Sanctuary and Serenity

Drama Addicts

Posted on: March 27, 2010

Many codependents become what some people call drama or crisis addicts.  Strangely enough, problems can become addicting.  If we live with enough misery, crises, and turmoil long enough, the fear and stimulation caused by problems can become a comfortable emotional experience.  In her excellent book, Getting Them Sober, Volume II, Toby Rice Drews refers to this feeling as “excited misery.”  After a while, we can become so used to involving our emotions with problems and crises that we may get and stay involved with problems that aren’t our concern.  We may even start making troubles or making troubles greater than they are to create stimulation for ourselves.  This is especially true if we have greatly neglected our own lives and feelings.  When we’re involved with a problem, we know we’re alive.  When the problem is solved, we may feel empty and void of feeling.  Nothing to do.  Being in crisis becomes a comfortable place, and it saves us from our humdrum existence.  It’s like getting addicted to soap operas except the daily crisis in our lives and the lives of our friends and family.  “Will Ginny leave John?”  “Can we save Herman’s job?”  “How will Henrietta survive this dilemma?”
After we have detached and begun minding our own business and our lives finally become serene, some codependents will occasionally crave a little of the old excitement.  We may at times find our new way of life boring.  We are just used to so much turmoil and excitement that peace seems bland at first.  We’ll get used to it.  As we develop our lives, set our goals, and find things to do that interest us, peace will become comfortable – more comfortable than chaos.  We will no longer need nor desire excited misery.
We need to learn to recognize when we are seeking out “excited misery.”  Understand that we don’t have to make problems or get involved with others’ problems.  Find creative ways to fill our need for drama.  Get enjoyable jobs.  But keep the exited misery out of our lives.

5 Responses to "Drama Addicts"

Some people are drama queens and need a lot of turmoil in their lives!! In a way thats sad, because it is nice to have peace and serenity but alas they need drama all the time!! Drama addicts cant live without stress and havoc, specially in their friends and acquantainces lives to sort out together as a time consuming hobby. We call them dramadicts. They cant live without. On my blog I write also about addicts, but those are cheater addicts. People that are addicted to cheating.

LOL Insane, indeed!
It’s a control thing, I think – in the end. Wanting attention, trying to control how things work – how they turn out…
The sooner folks realize they have no control over anything in life, except maybe house work, if they live alone… the better off they will be. lol You’re only let down by others when you have expectations of how they should be – based on your own views, and experiences… based on how you would do it your own way. Well, folks are all different, they all have different views… and experiences so they will not behave as you do would. lol
And some folks just aren’t happy unless there is drama going on.
It’s a rush…and you get used to that level of adrenalin…especially if you’ve grown up in an abusive home. It becomes normal to them….

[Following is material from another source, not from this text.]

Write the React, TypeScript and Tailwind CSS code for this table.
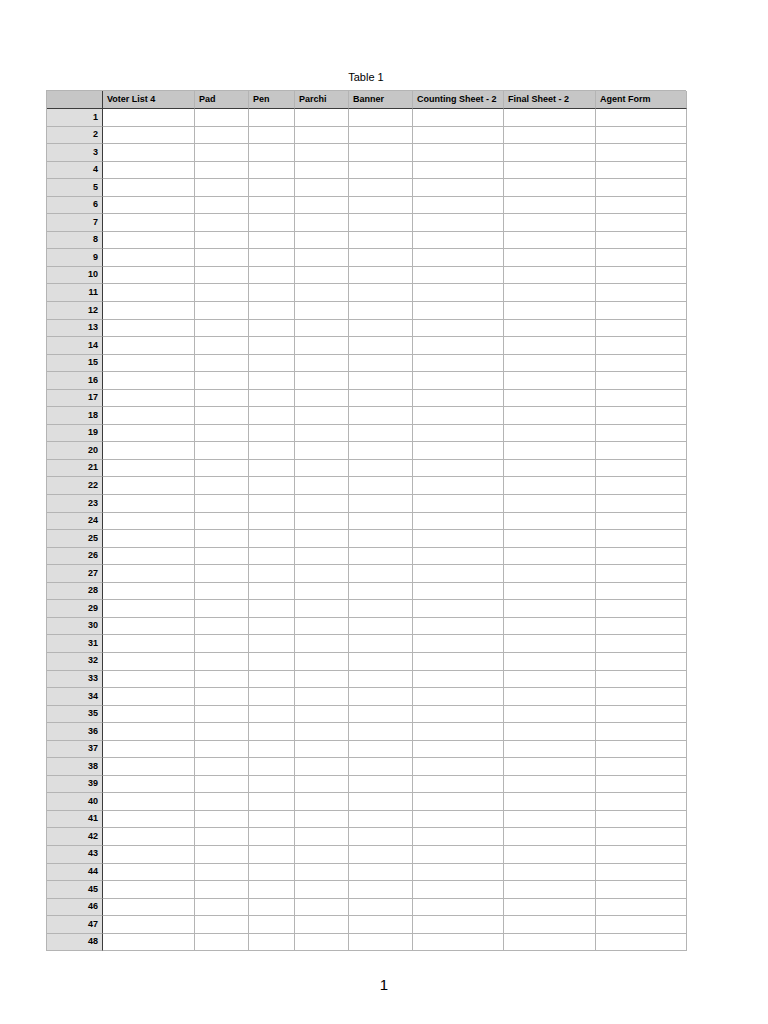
import React from "react";

const headers = [
  "",
  "Voter List 4",
  "Pad",
  "Pen",
  "Parchi",
  "Banner",
  "Counting Sheet - 2",
  "Final Sheet - 2",
  "Agent Form",
];

const rows = Array.from({ length: 48 }, (_, i) => i + 1);

export default function App() {
  return (
    <div
      className="w-[768px] h-[1024px] bg-white flex flex-col pt-[70px] text-black"
      style={{ fontFamily: '"Liberation Sans", Arial, sans-serif' }}
    >
      <div className="ml-[46px] w-[640px] text-center text-[11px] leading-[14px] h-[20px]">
        Table 1
      </div>
      <div className="ml-[46px] w-[640px] grid grid-cols-[56px_92px_54px_46px_54px_64px_91px_92px_91px] grid-rows-[18px_repeat(48,17.56px)] border-l border-t border-[#b4b4b4]">
        {headers.map((h, i) => (
          <div
            key={"h" + i}
            className={
              "bg-[#c6c6c6] border-b border-b-[#3c3c3c] flex items-center pl-[4px] text-[9px] font-bold whitespace-nowrap overflow-hidden " +
              (i === 0 ? "border-r border-r-[#3c3c3c]" : "border-r border-r-[#b4b4b4]")
            }
          >
            {h}
          </div>
        ))}
        {rows.map((r) => (
          <React.Fragment key={r}>
            <div className="bg-[#dedede] border-r border-r-[#3c3c3c] border-b border-b-[#b4b4b4] flex items-center justify-end pr-[4px] text-[9px] font-bold">
              {r}
            </div>
            {headers.slice(1).map((_, c) => (
              <div
                key={c}
                className="bg-white border-r border-b border-[#b4b4b4]"
              />
            ))}
          </React.Fragment>
        ))}
      </div>
      <div className="mt-[25px] w-[768px] text-center text-[15px] leading-[18px]">1</div>
    </div>
  );
}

Yes, if you grow up with an alcoholic, life is constant battles, and chaotic. When the child grows up, and moves out, there is this uncomfortable feeling that something is missing and it’s the constant adrenaline rush, I think. There’s also this need to try to keep everyone safe from themselves, to feel a responsibility to fix everyone so that life can be normal. It’s two opposing needs that are in constant conflict–the desire for excitement and peace at the same time.

Yes… and it’s amazing – you don’t really know this or see it until you learn about it…then it all makes sense. 🙂

So true. I know of some people like this, that seem to relish and negatively exaggerate the life experiences and situations of others, much like a TV news show, they pump up the drama. They feel the need to step in, unasked, to offer their advice, help, and control of the situation. When there help is refused, they take personal offense and become angry at that person and then take on the role of rebuffed martyr. If a person makes a choice they don’t approve of, they are confused, insane, suffering from dementia, or purposely trying to anger them.